A ce jour, le tribunal d’appel de l'Organisation mondiale du commerce (OMC) est dans l'incapacité de fonctionner. Expert de l'OMC avec plusieurs années d’expérience en tant qu'avocat dans les procédures de règlement des différends et en tant qu'ancien conseiller juridique au Secrétariat de l'Organe d'appel de l’OMC, Me Pablo M. Bentes nous livre son analyse de l’intérieur. 

«Les Etats-Unis, et le président Trump en particulier, œuvrent depuis plus de deux ans pour en arriver à la situation actuelle. En bloquant la nomination de nouveaux membres à l'Organe d'appel de l'OMC, ils ont provoqué sa lente disparition. Il y a deux raisons principales à cela. Les Etats-Unis ont toujours été de mauvais perdants. Ils ont souvent résisté aux décisions défavorables de l'Organe d'appel, en particulier dans les différends relatifs à des plaintes commerciales concernant des mesures de sauvegarde, des droits antidumping ou des droits compensateurs. Néanmoins, au cours des deux premières décennies de l'OMC, les avantages l’ont emporté sur les inconvénients car les Etats-Unis en retiraient des bénéfices notamment dans les domaines de la propriété intellectuelle ou du commerce des services. Mais la donne a changé en 2001 avec l'adhésion de la Chine à l'OMC. Le président Trump a finalement été élu avec un mandat clair pour contrer «l'économie de marché socialiste» chinoise et inverser ainsi la désindustrialisation de l'économie américaine. Aux yeux des Etats-Unis, l'Organe d'appel de l'OMC est un fardeau pour ce projet car il entrave la lutte efficace contre les pratiques commerciales chinoises. 

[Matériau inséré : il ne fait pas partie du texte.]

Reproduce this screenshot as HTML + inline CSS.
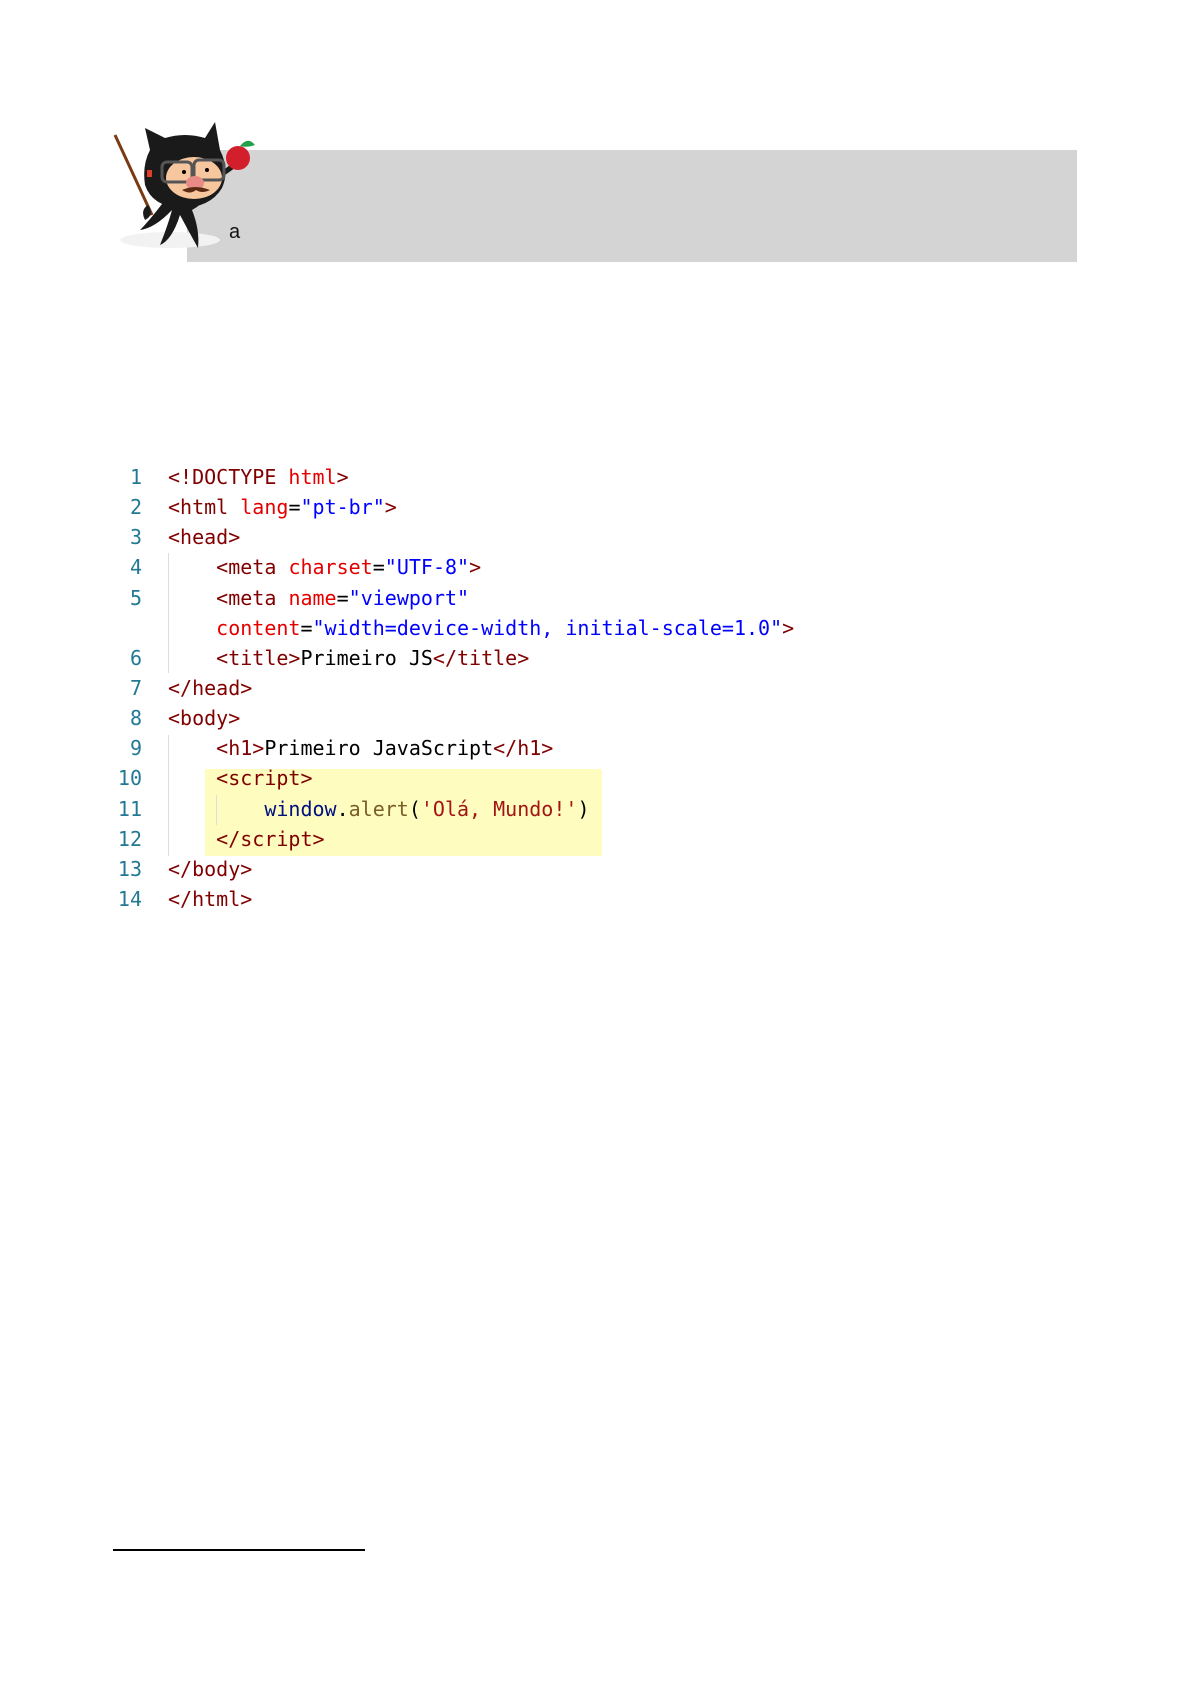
<!DOCTYPE html>
<html><head><meta charset="utf-8"><style>
body{margin:0;width:1191px;height:1684px;background:#fff;position:relative;overflow:hidden}
.box{position:absolute;left:187px;top:150px;width:890px;height:112px;background:#d4d4d4}
.a{position:absolute;left:229px;top:221px;font:20px "Liberation Sans",sans-serif;color:#111}
.hl{position:absolute;left:205px;top:769px;width:397px;height:87px;background:#fefcbf}
.g{position:absolute;width:1px;background:#ddd}
.code{position:absolute;left:0;top:462px;width:1191px;font:20px/30.15px "DejaVu Sans Mono",monospace}
.row{position:relative;height:30.15px;width:1191px}
.n{position:absolute;left:0;width:142px;color:#237893;text-align:right;white-space:pre}
.t{position:absolute;left:168px;white-space:pre}
.k{color:#800000}.r{color:#e50000}.b{color:#0000ff}.x{color:#000}.d{color:#001080}.f{color:#795e26}.s{color:#a31515}
.foot{position:absolute;left:113px;top:1549px;width:252px;height:2px;background:#000}
</style></head><body>
<div class="box"></div>
<svg style="position:absolute;left:110px;top:120px" width="150" height="130" viewBox="0 0 150 130">
<ellipse cx="60" cy="120" rx="50" ry="8" fill="#f2f2f2"/>
<line x1="5" y1="15" x2="42" y2="95" stroke="#7a3b12" stroke-width="3"/>
<path d="M55 80 Q40 100 30 110 Q45 108 62 90 Q58 105 50 125 Q62 120 70 95 Q78 110 88 128 Q90 110 82 90 Q100 80 115 55 L125 48 L120 45 Q100 60 90 70 Z" fill="#1a1a1a"/>
<path d="M38 85 Q45 95 35 100 Q30 90 38 85Z" fill="#1a1a1a"/>
<path d="M40 30 L35 8 L55 18 Q75 12 95 18 L105 2 L110 30 Q120 50 112 68 Q100 88 70 88 Q42 86 35 65 Q32 45 40 30Z" fill="#1a1a1a"/>
<ellipse cx="84" cy="58" rx="28" ry="21" fill="#f6c79f"/>
<rect x="52" y="42" width="30" height="20" rx="5" fill="none" stroke="#555" stroke-width="3"/>
<rect x="84" y="40" width="30" height="20" rx="5" fill="none" stroke="#555" stroke-width="3"/>
<ellipse cx="85" cy="63" rx="9" ry="7" fill="#e88a86"/>
<path d="M72 70 Q85 64 100 70 Q92 74 86 70 Q80 75 72 70Z" fill="#5a2a12"/>
<circle cx="74" cy="52" r="2" fill="#000"/><circle cx="97" cy="50" r="2" fill="#000"/>
<rect x="37" y="50" width="5" height="7" fill="#e0402a"/>
<circle cx="128" cy="38" r="12" fill="#d21f2b"/>
<path d="M130 26 Q138 16 145 25 Q137 28 130 26Z" fill="#22a04a"/>
</svg>
<div class="a">a</div>
<div class="hl"></div>
<div class="g" style="left:168px;top:553px;height:120px"></div>
<div class="g" style="left:168px;top:735px;height:121px"></div>
<div class="g" style="left:216px;top:795px;height:30px"></div>
<div class="code"><div class="row"><span class="n">1</span><span class="t"><span class="k">&lt;!DOCTYPE</span> <span class="r">html</span><span class="k">&gt;</span></span></div><div class="row"><span class="n">2</span><span class="t"><span class="k">&lt;html</span> <span class="r">lang</span><span class="x">=</span><span class="b">"pt-br"</span><span class="k">&gt;</span></span></div><div class="row"><span class="n">3</span><span class="t"><span class="k">&lt;head&gt;</span></span></div><div class="row"><span class="n">4</span><span class="t">    <span class="k">&lt;meta</span> <span class="r">charset</span><span class="x">=</span><span class="b">"UTF-8"</span><span class="k">&gt;</span></span></div><div class="row"><span class="n">5</span><span class="t">    <span class="k">&lt;meta</span> <span class="r">name</span><span class="x">=</span><span class="b">"viewport"</span></span></div><div class="row"><span class="t">    <span class="r">content</span><span class="x">=</span><span class="b">"width=device-width, initial-scale=1.0"</span><span class="k">&gt;</span></span></div><div class="row"><span class="n">6</span><span class="t">    <span class="k">&lt;title&gt;</span><span class="x">Primeiro JS</span><span class="k">&lt;/title&gt;</span></span></div><div class="row"><span class="n">7</span><span class="t"><span class="k">&lt;/head&gt;</span></span></div><div class="row"><span class="n">8</span><span class="t"><span class="k">&lt;body&gt;</span></span></div><div class="row"><span class="n">9</span><span class="t">    <span class="k">&lt;h1&gt;</span><span class="x">Primeiro JavaScript</span><span class="k">&lt;/h1&gt;</span></span></div><div class="row"><span class="n">10</span><span class="t">    <span class="k">&lt;script&gt;</span></span></div><div class="row"><span class="n">11</span><span class="t">        <span class="d">window</span><span class="x">.</span><span class="f">alert</span><span class="x">(</span><span class="s">'Olá, Mundo!'</span><span class="x">)</span></span></div><div class="row"><span class="n">12</span><span class="t">    <span class="k">&lt;/script&gt;</span></span></div><div class="row"><span class="n">13</span><span class="t"><span class="k">&lt;/body&gt;</span></span></div><div class="row"><span class="n">14</span><span class="t"><span class="k">&lt;/html&gt;</span></span></div></div>
<div class="foot"></div>
</body></html>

Que signifie la fin de l'Organe d'appel pour le commerce mondial? Je ne pense pas que ce sera la fin du système commercial multilatéral ni même de la compétence de l'OMC en matière d'arbitrage. Sans l'Organe d'appel, cependant, le règlement des différends deviendra moins prévisible et moins équitable. Les grandes économies continueront d'avoir l'influence nécessaire pour régler leurs différends commerciaux au sein du système, tandis que les petites économies comme la Suisse considéreront de plus en plus leurs différends comme non résolus. L'Organe d'appel a toujours été la dernière instance dans un processus d'arbitrage à plusieurs étapes. Les groupes d'arbitrage continuent de fonctionner normalement, mais il est probable qu'ils s'écartent de plus en plus de la jurisprudence actuelle. Pour cette raison, la stratégie de traitement des litiges commerciaux sera également plus difficile à définir. Les membres de l'OMC qui ont été défaits contrecarreront de plus en plus les décisions qui leur sont défavorables par des contre-mesures arbitraires telles que des droits de douane ou d'autres mesures qui entravent le commerce. C'est une mauvaise nouvelle pour le commerce mondial.»